Question 4 True / False
Using ISO date format (YYYY-MM-DD) in file names means that a folder of date-stamped files will automatically sort in chronological order when sorted alphabetically.
TTrue
FFalse
Answer: True
ISO format works precisely because it places the most significant unit first: year, then month, then day. Alphabetical (lexicographic) sorting compares left-to-right, so two files with the same year are compared by month, and same-month files are compared by day. The result is that lexicographic order and chronological order are identical — which is the entire reason ISO date format is the convention for file names, log timestamps, and data exports.
Question 5 Short Answer
Why is organizing project files into folders named 'Draft,' 'Review,' and 'Final' a poor long-term strategy compared to organizing by project or topic first?

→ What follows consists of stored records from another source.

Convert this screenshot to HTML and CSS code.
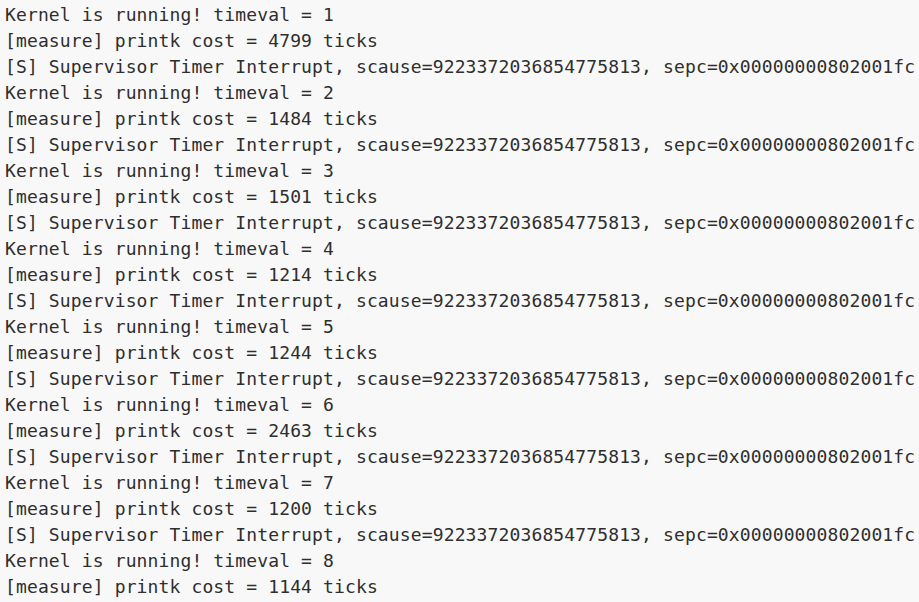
FILE: index.html
```html
<!DOCTYPE html>
<html>
<head>
<meta charset="utf-8">
<link rel="stylesheet" href="styles.css">
</head>
<body>
<pre class="log">Kernel is running! timeval = 1
[measure] printk cost = 4799 ticks
[S] Supervisor Timer Interrupt, scause=9223372036854775813, sepc=0x00000000802001fc
Kernel is running! timeval = 2
[measure] printk cost = 1484 ticks
[S] Supervisor Timer Interrupt, scause=9223372036854775813, sepc=0x00000000802001fc
Kernel is running! timeval = 3
[measure] printk cost = 1501 ticks
[S] Supervisor Timer Interrupt, scause=9223372036854775813, sepc=0x00000000802001fc
Kernel is running! timeval = 4
[measure] printk cost = 1214 ticks
[S] Supervisor Timer Interrupt, scause=9223372036854775813, sepc=0x00000000802001fc
Kernel is running! timeval = 5
[measure] printk cost = 1244 ticks
[S] Supervisor Timer Interrupt, scause=9223372036854775813, sepc=0x00000000802001fc
Kernel is running! timeval = 6
[measure] printk cost = 2463 ticks
[S] Supervisor Timer Interrupt, scause=9223372036854775813, sepc=0x00000000802001fc
Kernel is running! timeval = 7
[measure] printk cost = 1200 ticks
[S] Supervisor Timer Interrupt, scause=9223372036854775813, sepc=0x00000000802001fc
Kernel is running! timeval = 8
[measure] printk cost = 1144 ticks</pre>
</body>
</html>
```
FILE: styles.css
```css
html, body {
  margin: 0;
  padding: 0;
  background: #f8f8f8;
  height: 100%;
  overflow: hidden;
}
.log {
  margin: 0;
  padding: 2px 0 0 5px;
  font-family: "DejaVu Sans Mono", monospace;
  font-size: 18px;
  letter-spacing: 0.13px;
  line-height: 26px;
  color: #2e2e2e;
  white-space: pre;
}
```
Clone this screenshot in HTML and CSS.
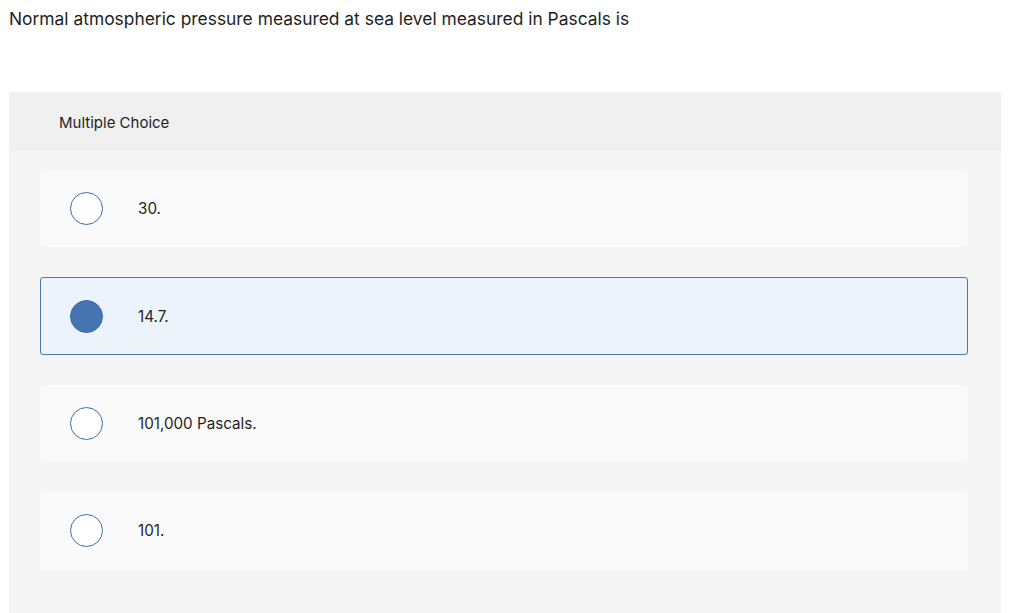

Think about your answer, then reveal below.
Model answer: Phase-based folders become unnavigable as soon as you work on more than one project at a time — every 'Draft' folder fills with unrelated files from different contexts. Organizing by project or topic keeps related files together; the version or phase can then be encoded in the file name itself (e.g., 'report_v1.docx'). Good organization reflects how you search for things, not the order in which you created them.
The failure mode is predictable: after a few months with multiple simultaneous projects, 'Draft' contains thirty unrelated files and you cannot find anything without opening each one. Project-first organization — 'ClientX/report_v1.docx' — makes both context and version visible at a glance, and it scales as the number of projects grows.